5. The counsel would further submit that in the instant case, the third respondent not having been served with a notice and there being no document of any such service being placed on record, it cannot be accepted that there was cancellation of the policy to the knowledge of the third respondent and therefore, the appellant would necessarily have to be held liable to make the payment of compensation.
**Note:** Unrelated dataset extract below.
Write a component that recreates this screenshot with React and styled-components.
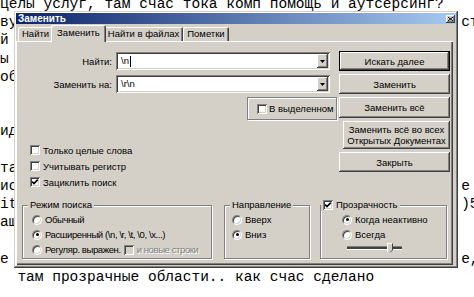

The counsel would also place reliance on the Head Note reported in 2001 civil Law Journal 409 and would contend that the Head Note would squarely cover the facts and circumstances of this case.
6. Insofar as the reliance placed by the respondents on the judgments is concerned, they would turn on facts which are different from the case on hand.
In the case of INDERJIT KAUR supra, though a letter was issued by the insurance company to state that the cheque which was issued, towards payment of premium, stood dishonoured, the later payment made by the insured in cash, was accepted and therefore, there was no effective cancellation of the policy and the accident having occurred in the meantime, the insurer was held liable.
In the case of RULA supra, it was again found that the policy of insurance having been issued on 6.11.1991 and the accident also having occurred on 8.11.1991, the policy having been cancelled at a later point of time namely, on 16.11.1991, the same would not affect the rights of a third party and therefore, the insurer was held liable.
Insofar as the case in GIAN CHAND supra is concerned, the High Court of Himachal Pradesh has found as a fact that there was no effective cancellation of the policy as on the date of accident and therefore, the insurance company was held liable.
These judgments would not aid the contentions of the respondents and the contention on behalf of the appellant to the effect that there was no premium paid and hence, the policy stood cancelled in terms of the intimation by way of registered post which is duly evidenced, has to be accepted. There was no obligation on the part of the appellant to meat the claim towards compensation since there was no effective policy as on the date of accident. In the light of the judgments of the Supreme Court which have been considered hereinabove, the Head Note sought to be relied upon by the respondents in support of their contentions would not be tenable as the facts are not evident from a reading of the Head Note and it is unfair on the part of the counsel for the respondents to rely on this short note judgment when the ratio of the judgment is not reflected therein.
7. Hence, the award stands modified to absolve the appellant from any liability to satisfy the claim towards compensation. The claimants are left to their remedies as against the owner of the vehicle.
The amount in deposit to foe refunded to the appellant.